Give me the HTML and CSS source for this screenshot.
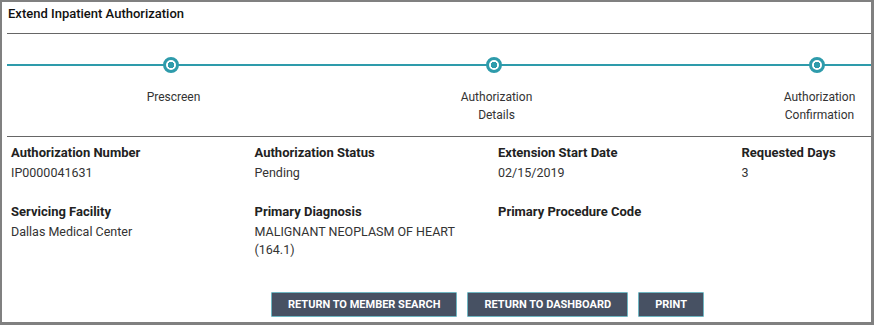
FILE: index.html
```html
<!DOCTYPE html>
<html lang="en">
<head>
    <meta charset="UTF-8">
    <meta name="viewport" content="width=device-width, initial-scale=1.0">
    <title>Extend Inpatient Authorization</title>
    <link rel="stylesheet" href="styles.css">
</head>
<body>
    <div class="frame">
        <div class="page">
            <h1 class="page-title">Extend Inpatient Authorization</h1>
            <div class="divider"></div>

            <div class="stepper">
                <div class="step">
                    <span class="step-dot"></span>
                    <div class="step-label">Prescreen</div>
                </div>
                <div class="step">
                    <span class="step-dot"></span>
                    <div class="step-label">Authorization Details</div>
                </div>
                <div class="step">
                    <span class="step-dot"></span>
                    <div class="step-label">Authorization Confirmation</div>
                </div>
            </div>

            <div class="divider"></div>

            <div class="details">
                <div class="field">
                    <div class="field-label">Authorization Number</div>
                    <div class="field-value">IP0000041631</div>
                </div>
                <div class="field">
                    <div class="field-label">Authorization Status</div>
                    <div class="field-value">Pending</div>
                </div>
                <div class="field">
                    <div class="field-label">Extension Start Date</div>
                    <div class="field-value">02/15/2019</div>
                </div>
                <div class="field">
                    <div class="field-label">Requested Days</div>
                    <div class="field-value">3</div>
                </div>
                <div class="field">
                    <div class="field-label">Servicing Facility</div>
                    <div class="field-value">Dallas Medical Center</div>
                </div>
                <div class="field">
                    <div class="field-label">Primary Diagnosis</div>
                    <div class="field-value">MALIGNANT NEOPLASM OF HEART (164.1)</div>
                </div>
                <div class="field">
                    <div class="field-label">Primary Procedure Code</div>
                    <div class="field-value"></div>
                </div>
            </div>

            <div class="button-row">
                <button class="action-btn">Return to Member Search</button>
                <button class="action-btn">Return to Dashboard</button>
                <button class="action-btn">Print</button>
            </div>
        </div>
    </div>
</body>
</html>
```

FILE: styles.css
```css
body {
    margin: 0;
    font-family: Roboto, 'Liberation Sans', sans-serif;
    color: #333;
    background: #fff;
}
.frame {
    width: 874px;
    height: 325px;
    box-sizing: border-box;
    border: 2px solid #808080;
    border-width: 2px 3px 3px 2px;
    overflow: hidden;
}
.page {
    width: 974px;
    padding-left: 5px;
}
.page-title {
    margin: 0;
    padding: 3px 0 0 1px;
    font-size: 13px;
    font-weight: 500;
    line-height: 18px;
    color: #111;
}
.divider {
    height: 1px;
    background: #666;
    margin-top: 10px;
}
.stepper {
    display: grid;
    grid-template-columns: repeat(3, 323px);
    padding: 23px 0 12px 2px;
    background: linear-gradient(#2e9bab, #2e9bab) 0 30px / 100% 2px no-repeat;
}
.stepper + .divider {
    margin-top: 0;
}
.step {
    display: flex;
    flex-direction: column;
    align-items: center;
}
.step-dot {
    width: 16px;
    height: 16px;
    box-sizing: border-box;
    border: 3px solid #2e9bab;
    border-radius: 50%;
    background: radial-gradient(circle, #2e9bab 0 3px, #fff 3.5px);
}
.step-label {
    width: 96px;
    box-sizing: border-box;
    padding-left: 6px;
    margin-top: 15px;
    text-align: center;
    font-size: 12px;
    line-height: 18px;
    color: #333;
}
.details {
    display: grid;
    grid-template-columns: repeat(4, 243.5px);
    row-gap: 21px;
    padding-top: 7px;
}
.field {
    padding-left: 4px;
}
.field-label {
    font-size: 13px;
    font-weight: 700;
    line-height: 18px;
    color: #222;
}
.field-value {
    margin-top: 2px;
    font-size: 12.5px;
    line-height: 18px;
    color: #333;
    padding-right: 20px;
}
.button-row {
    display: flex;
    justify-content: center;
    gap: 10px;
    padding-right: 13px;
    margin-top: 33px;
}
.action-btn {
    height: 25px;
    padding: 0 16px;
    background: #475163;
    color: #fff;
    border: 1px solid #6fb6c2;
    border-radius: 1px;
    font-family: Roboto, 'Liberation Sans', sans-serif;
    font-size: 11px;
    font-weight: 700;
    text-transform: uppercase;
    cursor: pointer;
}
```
####################
* **Goal of the exercise**: Give back every line exactly as it stands, pictures excluded.

* **Result of this task**:
Give me the HTML and CSS source for this screenshot.
FILE: index.html
```html
<!DOCTYPE html>
<html lang="en">
<head>
    <meta charset="UTF-8">
    <meta name="viewport" content="width=device-width, initial-scale=1.0">
    <title>Extend Inpatient Authorization</title>
    <link rel="stylesheet" href="styles.css">
</head>
<body>
    <div class="frame">
        <div class="page">
            <h1 class="page-title">Extend Inpatient Authorization</h1>
            <div class="divider"></div>

            <div class="stepper">
                <div class="step">
                    <span class="step-dot"></span>
                    <div class="step-label">Prescreen</div>
                </div>
                <div class="step">
                    <span class="step-dot"></span>
                    <div class="step-label">Authorization Details</div>
                </div>
                <div class="step">
                    <span class="step-dot"></span>
                    <div class="step-label">Authorization Confirmation</div>
                </div>
            </div>

            <div class="divider"></div>

            <div class="details">
                <div class="field">
                    <div class="field-label">Authorization Number</div>
                    <div class="field-value">IP0000041631</div>
                </div>
                <div class="field">
                    <div class="field-label">Authorization Status</div>
                    <div class="field-value">Pending</div>
                </div>
                <div class="field">
                    <div class="field-label">Extension Start Date</div>
                    <div class="field-value">02/15/2019</div>
                </div>
                <div class="field">
                    <div class="field-label">Requested Days</div>
                    <div class="field-value">3</div>
                </div>
                <div class="field">
                    <div class="field-label">Servicing Facility</div>
                    <div class="field-value">Dallas Medical Center</div>
                </div>
                <div class="field">
                    <div class="field-label">Primary Diagnosis</div>
                    <div class="field-value">MALIGNANT NEOPLASM OF HEART (164.1)</div>
                </div>
                <div class="field">
                    <div class="field-label">Primary Procedure Code</div>
                    <div class="field-value"></div>
                </div>
            </div>

            <div class="button-row">
                <button class="action-btn">Return to Member Search</button>
                <button class="action-btn">Return to Dashboard</button>
                <button class="action-btn">Print</button>
            </div>
        </div>
    </div>
</body>
</html>
```

FILE: styles.css
```css
body {
    margin: 0;
    font-family: Roboto, 'Liberation Sans', sans-serif;
    color: #333;
    background: #fff;
}
.frame {
    width: 874px;
    height: 325px;
    box-sizing: border-box;
    border: 2px solid #808080;
    border-width: 2px 3px 3px 2px;
    overflow: hidden;
}
.page {
    width: 974px;
    padding-left: 5px;
}
.page-title {
    margin: 0;
    padding: 3px 0 0 1px;
    font-size: 13px;
    font-weight: 500;
    line-height: 18px;
    color: #111;
}
.divider {
    height: 1px;
    background: #666;
    margin-top: 10px;
}
.stepper {
    display: grid;
    grid-template-columns: repeat(3, 323px);
    padding: 23px 0 12px 2px;
    background: linear-gradient(#2e9bab, #2e9bab) 0 30px / 100% 2px no-repeat;
}
.stepper + .divider {
    margin-top: 0;
}
.step {
    display: flex;
    flex-direction: column;
    align-items: center;
}
.step-dot {
    width: 16px;
    height: 16px;
    box-sizing: border-box;
    border: 3px solid #2e9bab;
    border-radius: 50%;
    background: radial-gradient(circle, #2e9bab 0 3px, #fff 3.5px);
}
.step-label {
    width: 96px;
    box-sizing: border-box;
    padding-left: 6px;
    margin-top: 15px;
    text-align: center;
    font-size: 12px;
    line-height: 18px;
    color: #333;
}
.details {
    display: grid;
    grid-template-columns: repeat(4, 243.5px);
    row-gap: 21px;
    padding-top: 7px;
}
.field {
    padding-left: 4px;
}
.field-label {
    font-size: 13px;
    font-weight: 700;
    line-height: 18px;
    color: #222;
}
.field-value {
    margin-top: 2px;
    font-size: 12.5px;
    line-height: 18px;
    color: #333;
    padding-right: 20px;
}
.button-row {
    display: flex;
    justify-content: center;
    gap: 10px;
    padding-right: 13px;
    margin-top: 33px;
}
.action-btn {
    height: 25px;
    padding: 0 16px;
    background: #475163;
    color: #fff;
    border: 1px solid #6fb6c2;
    border-radius: 1px;
    font-family: Roboto, 'Liberation Sans', sans-serif;
    font-size: 11px;
    font-weight: 700;
    text-transform: uppercase;
    cursor: pointer;
}
```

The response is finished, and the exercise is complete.